>> Begin Supplied information

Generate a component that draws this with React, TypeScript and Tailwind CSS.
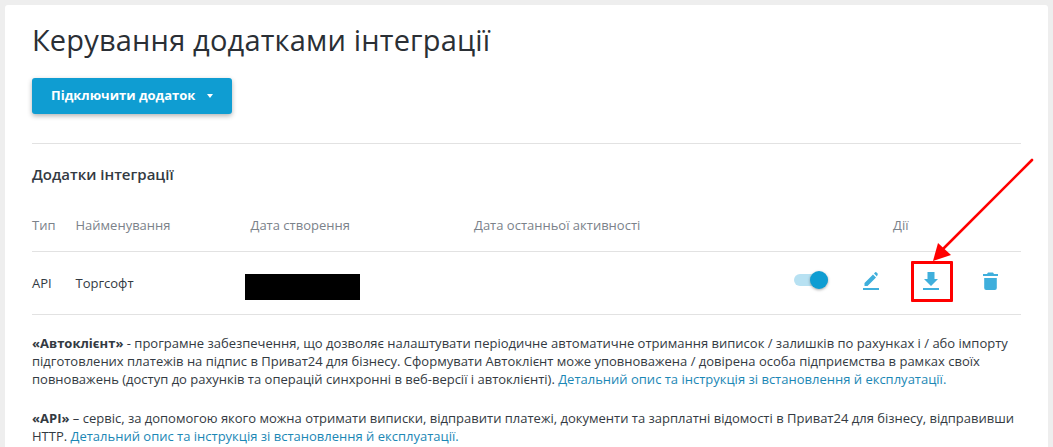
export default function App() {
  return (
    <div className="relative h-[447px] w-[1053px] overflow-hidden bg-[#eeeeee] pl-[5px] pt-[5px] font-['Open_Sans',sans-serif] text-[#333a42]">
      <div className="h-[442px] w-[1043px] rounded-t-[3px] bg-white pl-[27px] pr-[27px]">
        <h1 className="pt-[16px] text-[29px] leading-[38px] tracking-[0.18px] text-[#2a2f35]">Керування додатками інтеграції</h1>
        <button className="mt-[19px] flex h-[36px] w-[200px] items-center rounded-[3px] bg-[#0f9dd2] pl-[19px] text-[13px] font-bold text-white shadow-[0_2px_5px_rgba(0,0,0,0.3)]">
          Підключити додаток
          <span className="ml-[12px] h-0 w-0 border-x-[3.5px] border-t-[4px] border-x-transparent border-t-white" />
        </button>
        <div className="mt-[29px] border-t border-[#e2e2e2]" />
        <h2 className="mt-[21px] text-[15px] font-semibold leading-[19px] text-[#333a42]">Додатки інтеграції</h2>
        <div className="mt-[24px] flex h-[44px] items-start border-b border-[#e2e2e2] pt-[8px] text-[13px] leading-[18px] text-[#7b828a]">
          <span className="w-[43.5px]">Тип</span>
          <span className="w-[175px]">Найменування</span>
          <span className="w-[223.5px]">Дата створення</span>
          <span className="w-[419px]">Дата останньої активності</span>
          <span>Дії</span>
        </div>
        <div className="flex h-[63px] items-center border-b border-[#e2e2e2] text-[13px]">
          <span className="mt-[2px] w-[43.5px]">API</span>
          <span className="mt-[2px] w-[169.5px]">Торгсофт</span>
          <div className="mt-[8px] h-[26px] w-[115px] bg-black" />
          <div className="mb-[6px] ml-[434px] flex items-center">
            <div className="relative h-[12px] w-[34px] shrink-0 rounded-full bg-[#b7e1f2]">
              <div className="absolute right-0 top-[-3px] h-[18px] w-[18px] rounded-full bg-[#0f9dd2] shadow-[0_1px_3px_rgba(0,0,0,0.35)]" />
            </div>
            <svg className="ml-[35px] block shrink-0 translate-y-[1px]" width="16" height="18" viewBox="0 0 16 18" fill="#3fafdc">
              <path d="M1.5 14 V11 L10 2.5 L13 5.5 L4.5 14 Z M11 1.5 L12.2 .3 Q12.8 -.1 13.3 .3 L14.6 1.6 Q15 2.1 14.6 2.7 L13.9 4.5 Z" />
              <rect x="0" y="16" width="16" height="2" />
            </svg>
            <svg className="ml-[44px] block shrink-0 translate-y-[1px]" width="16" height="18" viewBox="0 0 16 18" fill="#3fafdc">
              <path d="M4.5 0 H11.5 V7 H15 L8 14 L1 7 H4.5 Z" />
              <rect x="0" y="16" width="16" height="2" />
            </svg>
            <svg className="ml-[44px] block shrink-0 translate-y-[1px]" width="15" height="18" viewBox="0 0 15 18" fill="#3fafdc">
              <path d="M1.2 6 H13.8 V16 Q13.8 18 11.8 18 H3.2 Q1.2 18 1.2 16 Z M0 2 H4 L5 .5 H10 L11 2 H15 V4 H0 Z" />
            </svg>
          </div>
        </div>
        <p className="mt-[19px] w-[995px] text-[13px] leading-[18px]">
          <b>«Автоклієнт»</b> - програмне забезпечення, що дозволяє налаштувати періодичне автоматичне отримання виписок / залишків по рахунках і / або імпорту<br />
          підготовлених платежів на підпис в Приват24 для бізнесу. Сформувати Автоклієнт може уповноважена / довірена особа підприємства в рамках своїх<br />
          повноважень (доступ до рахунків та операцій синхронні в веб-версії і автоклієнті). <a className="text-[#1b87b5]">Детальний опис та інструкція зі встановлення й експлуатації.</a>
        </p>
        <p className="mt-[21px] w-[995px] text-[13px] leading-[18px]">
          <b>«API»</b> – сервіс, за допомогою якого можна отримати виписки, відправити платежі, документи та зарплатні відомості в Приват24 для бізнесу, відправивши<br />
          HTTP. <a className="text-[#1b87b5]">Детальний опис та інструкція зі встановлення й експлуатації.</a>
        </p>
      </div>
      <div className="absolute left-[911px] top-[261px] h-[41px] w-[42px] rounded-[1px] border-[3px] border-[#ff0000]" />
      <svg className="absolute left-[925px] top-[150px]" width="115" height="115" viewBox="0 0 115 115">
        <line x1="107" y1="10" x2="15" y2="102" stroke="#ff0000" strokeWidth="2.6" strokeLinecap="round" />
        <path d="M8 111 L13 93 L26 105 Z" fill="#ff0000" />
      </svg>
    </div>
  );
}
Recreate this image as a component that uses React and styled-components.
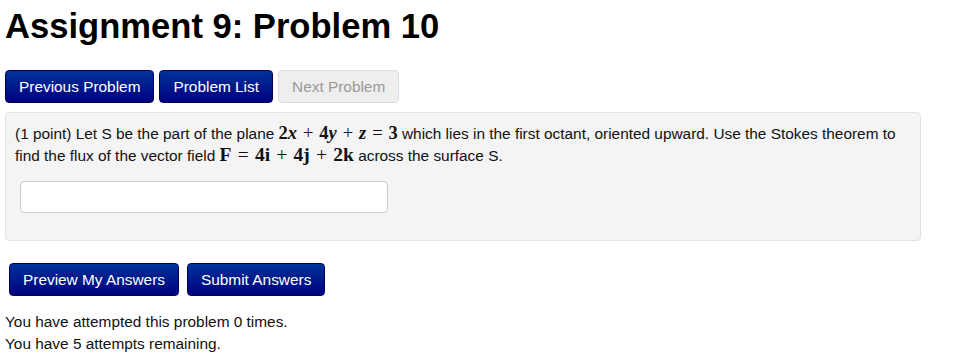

>> End Supplied information

- Exercise details: None of the pictures should appear; repeat the records exactly otherwise.

- Task response:
Generate a component that draws this with React, TypeScript and Tailwind CSS.
export default function App() {
  return (
    <div className="relative h-[447px] w-[1053px] overflow-hidden bg-[#eeeeee] pl-[5px] pt-[5px] font-['Open_Sans',sans-serif] text-[#333a42]">
      <div className="h-[442px] w-[1043px] rounded-t-[3px] bg-white pl-[27px] pr-[27px]">
        <h1 className="pt-[16px] text-[29px] leading-[38px] tracking-[0.18px] text-[#2a2f35]">Керування додатками інтеграції</h1>
        <button className="mt-[19px] flex h-[36px] w-[200px] items-center rounded-[3px] bg-[#0f9dd2] pl-[19px] text-[13px] font-bold text-white shadow-[0_2px_5px_rgba(0,0,0,0.3)]">
          Підключити додаток
          <span className="ml-[12px] h-0 w-0 border-x-[3.5px] border-t-[4px] border-x-transparent border-t-white" />
        </button>
        <div className="mt-[29px] border-t border-[#e2e2e2]" />
        <h2 className="mt-[21px] text-[15px] font-semibold leading-[19px] text-[#333a42]">Додатки інтеграції</h2>
        <div className="mt-[24px] flex h-[44px] items-start border-b border-[#e2e2e2] pt-[8px] text-[13px] leading-[18px] text-[#7b828a]">
          <span className="w-[43.5px]">Тип</span>
          <span className="w-[175px]">Найменування</span>
          <span className="w-[223.5px]">Дата створення</span>
          <span className="w-[419px]">Дата останньої активності</span>
          <span>Дії</span>
        </div>
        <div className="flex h-[63px] items-center border-b border-[#e2e2e2] text-[13px]">
          <span className="mt-[2px] w-[43.5px]">API</span>
          <span className="mt-[2px] w-[169.5px]">Торгсофт</span>
          <div className="mt-[8px] h-[26px] w-[115px] bg-black" />
          <div className="mb-[6px] ml-[434px] flex items-center">
            <div className="relative h-[12px] w-[34px] shrink-0 rounded-full bg-[#b7e1f2]">
              <div className="absolute right-0 top-[-3px] h-[18px] w-[18px] rounded-full bg-[#0f9dd2] shadow-[0_1px_3px_rgba(0,0,0,0.35)]" />
            </div>
            <svg className="ml-[35px] block shrink-0 translate-y-[1px]" width="16" height="18" viewBox="0 0 16 18" fill="#3fafdc">
              <path d="M1.5 14 V11 L10 2.5 L13 5.5 L4.5 14 Z M11 1.5 L12.2 .3 Q12.8 -.1 13.3 .3 L14.6 1.6 Q15 2.1 14.6 2.7 L13.9 4.5 Z" />
              <rect x="0" y="16" width="16" height="2" />
            </svg>
            <svg className="ml-[44px] block shrink-0 translate-y-[1px]" width="16" height="18" viewBox="0 0 16 18" fill="#3fafdc">
              <path d="M4.5 0 H11.5 V7 H15 L8 14 L1 7 H4.5 Z" />
              <rect x="0" y="16" width="16" height="2" />
            </svg>
            <svg className="ml-[44px] block shrink-0 translate-y-[1px]" width="15" height="18" viewBox="0 0 15 18" fill="#3fafdc">
              <path d="M1.2 6 H13.8 V16 Q13.8 18 11.8 18 H3.2 Q1.2 18 1.2 16 Z M0 2 H4 L5 .5 H10 L11 2 H15 V4 H0 Z" />
            </svg>
          </div>
        </div>
        <p className="mt-[19px] w-[995px] text-[13px] leading-[18px]">
          <b>«Автоклієнт»</b> - програмне забезпечення, що дозволяє налаштувати періодичне автоматичне отримання виписок / залишків по рахунках і / або імпорту<br />
          підготовлених платежів на підпис в Приват24 для бізнесу. Сформувати Автоклієнт може уповноважена / довірена особа підприємства в рамках своїх<br />
          повноважень (доступ до рахунків та операцій синхронні в веб-версії і автоклієнті). <a className="text-[#1b87b5]">Детальний опис та інструкція зі встановлення й експлуатації.</a>
        </p>
        <p className="mt-[21px] w-[995px] text-[13px] leading-[18px]">
          <b>«API»</b> – сервіс, за допомогою якого можна отримати виписки, відправити платежі, документи та зарплатні відомості в Приват24 для бізнесу, відправивши<br />
          HTTP. <a className="text-[#1b87b5]">Детальний опис та інструкція зі встановлення й експлуатації.</a>
        </p>
      </div>
      <div className="absolute left-[911px] top-[261px] h-[41px] w-[42px] rounded-[1px] border-[3px] border-[#ff0000]" />
      <svg className="absolute left-[925px] top-[150px]" width="115" height="115" viewBox="0 0 115 115">
        <line x1="107" y1="10" x2="15" y2="102" stroke="#ff0000" strokeWidth="2.6" strokeLinecap="round" />
        <path d="M8 111 L13 93 L26 105 Z" fill="#ff0000" />
      </svg>
    </div>
  );
}
Recreate this image as a component that uses React and styled-components.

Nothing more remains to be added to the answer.